The post features an image of a tweet that reads: “Any vaccine that needs to be shipped and stored at -80 degrees isn’t a vaccine. It’s a transfection agent, kept alive so it can infect your cells and transfer genetic material. Don’t let them fool you. This is genetic manipulation of humans on a massive scale. Shut it down.”
The Facebook user’s caption reads: “Worth some serious consideration. When the doctors speak out, perhaps you should listen.”
The image was also shared hundreds of times by other Facebook users around the world; for examples see here and here.
While it’s unclear which vaccine the claim is referring to, the Covid-19 vaccine developed by Pfizer and BioNTech requires storage temperatures between -70°C and -80°C.

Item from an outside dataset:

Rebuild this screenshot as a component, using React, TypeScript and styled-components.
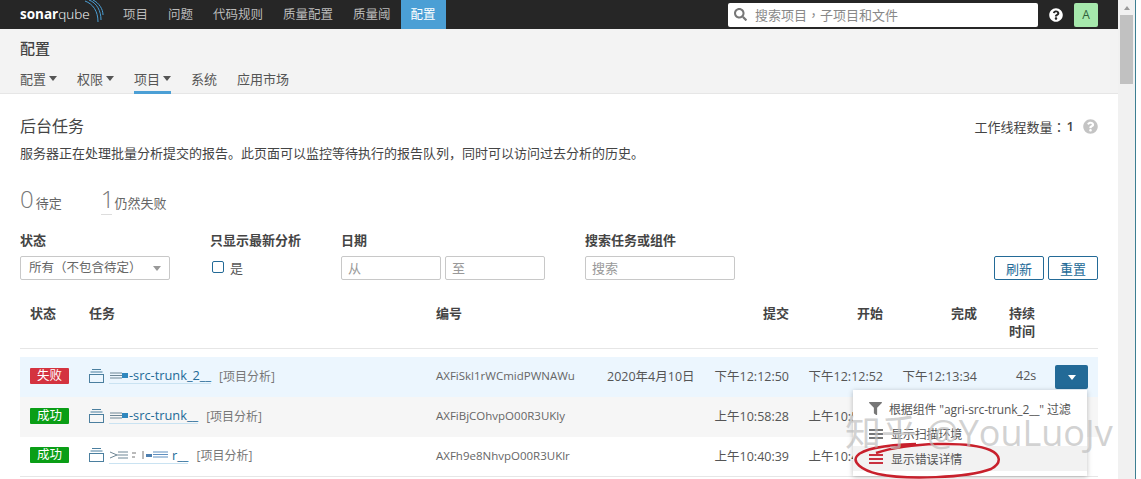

The vaccine, which the companies say has an efficacy rate of over 90%, is a Messenger RNA-based vaccine that uses genetic material, not viral proteins, to trigger an immune response.
“Once mRNA in a vaccine is inside of the body’s cells, the cells use their genetic machinery to translate the genetic information and produce the antigens” that are “recognized by the immune system which generates a response,” Pfizer explained.
However, the Facebook post’s claim that the vaccine can “transfer genetic material” and is a “genetic manipulation of humans” is false, according to experts.
The mRNA vaccine can “never, ever, ever, enter the genome,” Dr Kirsty Short, a research fellow at the University of Queensland’s School of Chemistry and Molecular Biosciences, told AFP in an interview on November 27.
“The reason is because our genome is made of DNA and this genetic material is not DNA, but RNA -- and a rule of biology is that an RNA cannot insert itself into a DNA genome,” she explained.
Professor Helen Petoussis-Harris, a vaccinologist at the University of Auckland, also said that “RNA cannot alter a person's genome”.
The mRNA vaccine requires extra cold storage because RNA is less stable and degrades in warmer temperatures, as noted here in Science magazine.